- Leshi Location in Burma
- Coordinates: 25°27′0″N 94°57′0″E﻿ / ﻿25.45000°N 94.95000°E
- Country: Myanmar
- Division: Sagaing Region

Population (2005)
- • Ethnicities: Naga
- • Religions: Christianity
- Time zone: UTC+6.30 (MST)

= Leshi =

Leshi (လေရှီးမြို့; also spelt Lashi or Layshi), is a town in Naga Hills of Sagaing Division on the north-west frontier of Burma. According to the new 2008 Constitution of the military regime, it will now be grouped together with Lahe and Nanyun in Naga Self-Administered Zone. Leshi is reached via Htamanthi across the Chindwin River by boat from Homalin, and there are domestic flights from Yangon and Mandalay to Homalin.

The Naga New Year Festival is held on 15 January, and Lahe, Leshi, Hkamti and Nanyun hosted it in rotation until it became state-sponsored for the benefit of tourism and limited to Leshi and Lahe since 2003 during the time of the ousted prime minister Khin Nyunt.

Naga insurgents fighting against the Indian government have bases in the area over the Burmese side of the border. The Burmese army have launched offensives against these camps in recent years following top level meetings between the two governments.

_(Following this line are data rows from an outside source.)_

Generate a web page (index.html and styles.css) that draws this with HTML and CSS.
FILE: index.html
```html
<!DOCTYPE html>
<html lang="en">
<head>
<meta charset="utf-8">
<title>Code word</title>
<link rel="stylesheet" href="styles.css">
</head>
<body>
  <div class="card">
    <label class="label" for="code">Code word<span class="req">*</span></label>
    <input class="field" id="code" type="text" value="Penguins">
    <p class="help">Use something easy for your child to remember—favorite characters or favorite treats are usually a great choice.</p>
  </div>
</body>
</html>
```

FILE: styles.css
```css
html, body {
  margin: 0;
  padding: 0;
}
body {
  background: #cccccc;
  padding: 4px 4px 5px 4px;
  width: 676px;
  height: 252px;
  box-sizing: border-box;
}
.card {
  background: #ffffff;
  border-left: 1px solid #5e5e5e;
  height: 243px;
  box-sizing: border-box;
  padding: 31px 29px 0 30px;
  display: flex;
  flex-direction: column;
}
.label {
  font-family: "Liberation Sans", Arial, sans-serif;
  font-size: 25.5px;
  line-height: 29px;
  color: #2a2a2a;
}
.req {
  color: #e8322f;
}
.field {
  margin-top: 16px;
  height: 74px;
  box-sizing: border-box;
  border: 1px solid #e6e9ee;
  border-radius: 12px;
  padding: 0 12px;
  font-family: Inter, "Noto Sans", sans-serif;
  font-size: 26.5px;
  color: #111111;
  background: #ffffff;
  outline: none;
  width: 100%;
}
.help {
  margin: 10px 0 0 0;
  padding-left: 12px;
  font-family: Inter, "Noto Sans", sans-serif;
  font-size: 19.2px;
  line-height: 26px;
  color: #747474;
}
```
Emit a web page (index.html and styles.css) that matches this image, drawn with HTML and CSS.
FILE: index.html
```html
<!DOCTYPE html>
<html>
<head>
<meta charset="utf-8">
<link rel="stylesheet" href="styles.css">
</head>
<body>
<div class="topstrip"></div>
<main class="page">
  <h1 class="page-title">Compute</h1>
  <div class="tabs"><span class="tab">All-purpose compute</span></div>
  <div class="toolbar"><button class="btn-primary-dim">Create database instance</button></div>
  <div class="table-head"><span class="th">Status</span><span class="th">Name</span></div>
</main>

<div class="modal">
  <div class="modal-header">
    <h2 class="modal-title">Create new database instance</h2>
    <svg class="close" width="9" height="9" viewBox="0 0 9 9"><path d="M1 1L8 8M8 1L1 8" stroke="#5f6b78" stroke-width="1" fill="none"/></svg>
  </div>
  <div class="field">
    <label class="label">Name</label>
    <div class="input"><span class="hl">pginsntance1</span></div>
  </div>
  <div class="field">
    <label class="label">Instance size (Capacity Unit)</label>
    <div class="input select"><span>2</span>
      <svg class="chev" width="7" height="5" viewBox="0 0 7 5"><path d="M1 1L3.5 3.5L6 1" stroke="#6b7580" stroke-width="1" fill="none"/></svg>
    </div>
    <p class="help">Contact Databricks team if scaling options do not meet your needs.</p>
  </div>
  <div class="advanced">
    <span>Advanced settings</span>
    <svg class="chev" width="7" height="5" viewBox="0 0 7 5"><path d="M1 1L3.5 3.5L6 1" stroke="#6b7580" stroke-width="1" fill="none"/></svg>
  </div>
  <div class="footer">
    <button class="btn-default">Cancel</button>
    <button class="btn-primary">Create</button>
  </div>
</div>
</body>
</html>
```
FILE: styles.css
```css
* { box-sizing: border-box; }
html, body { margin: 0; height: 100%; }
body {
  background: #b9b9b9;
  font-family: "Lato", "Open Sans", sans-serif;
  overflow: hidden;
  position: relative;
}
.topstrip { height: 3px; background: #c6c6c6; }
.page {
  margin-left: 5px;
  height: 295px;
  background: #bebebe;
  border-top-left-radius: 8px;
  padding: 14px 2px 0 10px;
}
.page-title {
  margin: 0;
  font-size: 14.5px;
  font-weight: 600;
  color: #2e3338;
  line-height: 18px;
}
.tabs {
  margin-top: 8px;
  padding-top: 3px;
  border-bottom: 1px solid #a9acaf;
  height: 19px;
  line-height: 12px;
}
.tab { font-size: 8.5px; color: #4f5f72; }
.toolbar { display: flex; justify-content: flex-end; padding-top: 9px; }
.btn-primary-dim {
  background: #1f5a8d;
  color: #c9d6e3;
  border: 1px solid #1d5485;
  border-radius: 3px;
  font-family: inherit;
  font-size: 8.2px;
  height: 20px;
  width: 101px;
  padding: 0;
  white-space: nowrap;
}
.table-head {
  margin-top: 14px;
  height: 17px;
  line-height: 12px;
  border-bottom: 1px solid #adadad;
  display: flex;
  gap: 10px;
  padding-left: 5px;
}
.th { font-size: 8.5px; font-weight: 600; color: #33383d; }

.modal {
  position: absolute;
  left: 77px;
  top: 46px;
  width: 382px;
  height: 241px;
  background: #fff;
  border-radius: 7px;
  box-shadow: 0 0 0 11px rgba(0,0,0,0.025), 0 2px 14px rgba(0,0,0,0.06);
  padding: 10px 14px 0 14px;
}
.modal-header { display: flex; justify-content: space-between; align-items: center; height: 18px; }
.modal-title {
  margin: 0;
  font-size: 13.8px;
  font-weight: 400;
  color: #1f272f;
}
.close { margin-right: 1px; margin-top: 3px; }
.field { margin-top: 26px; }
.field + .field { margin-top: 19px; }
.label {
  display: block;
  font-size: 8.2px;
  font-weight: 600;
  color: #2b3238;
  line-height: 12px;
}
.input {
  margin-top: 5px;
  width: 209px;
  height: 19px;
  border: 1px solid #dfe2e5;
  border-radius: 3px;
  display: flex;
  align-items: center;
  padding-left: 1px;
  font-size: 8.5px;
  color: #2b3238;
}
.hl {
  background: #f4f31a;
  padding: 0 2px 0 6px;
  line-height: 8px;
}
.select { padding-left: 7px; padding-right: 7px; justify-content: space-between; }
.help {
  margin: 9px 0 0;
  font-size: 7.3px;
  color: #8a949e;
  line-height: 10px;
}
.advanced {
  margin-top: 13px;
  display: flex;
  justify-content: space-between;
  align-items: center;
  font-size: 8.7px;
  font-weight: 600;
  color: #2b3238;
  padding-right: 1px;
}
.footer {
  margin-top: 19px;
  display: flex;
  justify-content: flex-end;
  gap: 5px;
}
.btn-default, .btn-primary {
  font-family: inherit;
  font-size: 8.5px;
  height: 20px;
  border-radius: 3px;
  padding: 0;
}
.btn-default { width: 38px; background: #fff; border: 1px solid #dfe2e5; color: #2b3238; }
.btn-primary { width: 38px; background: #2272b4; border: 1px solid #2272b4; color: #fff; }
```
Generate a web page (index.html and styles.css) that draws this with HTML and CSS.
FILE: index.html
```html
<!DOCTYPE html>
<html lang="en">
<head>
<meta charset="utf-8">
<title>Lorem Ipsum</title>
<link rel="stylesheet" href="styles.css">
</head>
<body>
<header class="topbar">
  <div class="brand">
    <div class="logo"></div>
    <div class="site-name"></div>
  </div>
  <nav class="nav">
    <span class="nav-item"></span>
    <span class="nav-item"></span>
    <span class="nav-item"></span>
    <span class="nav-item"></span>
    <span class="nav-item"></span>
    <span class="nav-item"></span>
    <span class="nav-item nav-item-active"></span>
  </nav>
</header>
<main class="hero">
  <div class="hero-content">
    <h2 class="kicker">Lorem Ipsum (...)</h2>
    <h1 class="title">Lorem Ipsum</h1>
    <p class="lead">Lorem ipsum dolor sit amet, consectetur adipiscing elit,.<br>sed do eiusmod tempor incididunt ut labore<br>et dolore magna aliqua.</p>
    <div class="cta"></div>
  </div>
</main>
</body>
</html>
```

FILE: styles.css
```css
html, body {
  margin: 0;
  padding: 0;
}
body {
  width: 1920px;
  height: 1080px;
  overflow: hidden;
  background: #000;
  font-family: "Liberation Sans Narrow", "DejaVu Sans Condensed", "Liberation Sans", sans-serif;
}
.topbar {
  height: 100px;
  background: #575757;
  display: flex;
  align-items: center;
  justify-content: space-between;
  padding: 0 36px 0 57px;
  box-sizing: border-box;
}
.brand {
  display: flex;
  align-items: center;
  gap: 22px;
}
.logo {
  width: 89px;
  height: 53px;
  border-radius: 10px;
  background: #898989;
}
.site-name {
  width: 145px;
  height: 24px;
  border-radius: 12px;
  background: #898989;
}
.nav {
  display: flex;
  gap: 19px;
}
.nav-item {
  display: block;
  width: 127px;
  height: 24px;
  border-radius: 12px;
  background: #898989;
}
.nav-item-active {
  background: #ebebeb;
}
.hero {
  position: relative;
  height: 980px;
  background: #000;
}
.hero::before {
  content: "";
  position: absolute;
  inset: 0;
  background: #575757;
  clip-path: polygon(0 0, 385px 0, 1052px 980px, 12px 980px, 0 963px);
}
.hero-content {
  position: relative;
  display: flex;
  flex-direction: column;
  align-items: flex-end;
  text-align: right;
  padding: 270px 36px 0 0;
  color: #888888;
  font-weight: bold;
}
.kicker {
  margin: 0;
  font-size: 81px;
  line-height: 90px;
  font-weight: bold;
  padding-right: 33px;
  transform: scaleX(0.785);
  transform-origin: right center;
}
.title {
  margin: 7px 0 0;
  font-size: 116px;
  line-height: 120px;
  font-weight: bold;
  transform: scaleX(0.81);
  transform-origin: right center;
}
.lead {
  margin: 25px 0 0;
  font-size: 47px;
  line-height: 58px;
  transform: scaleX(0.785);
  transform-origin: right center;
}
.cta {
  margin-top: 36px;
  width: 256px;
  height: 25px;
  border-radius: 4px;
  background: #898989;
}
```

In October 2008, a joint decision between India and Burma was reached to open a new border trade post at Avakhung-Leshi. The inhabitants of Avangkhu had moved their village 4 km closer from its original location of 8 km from the border in order to take advantage of the border trade. Leshi is 25 km from the border and 100 km from Htamanthi.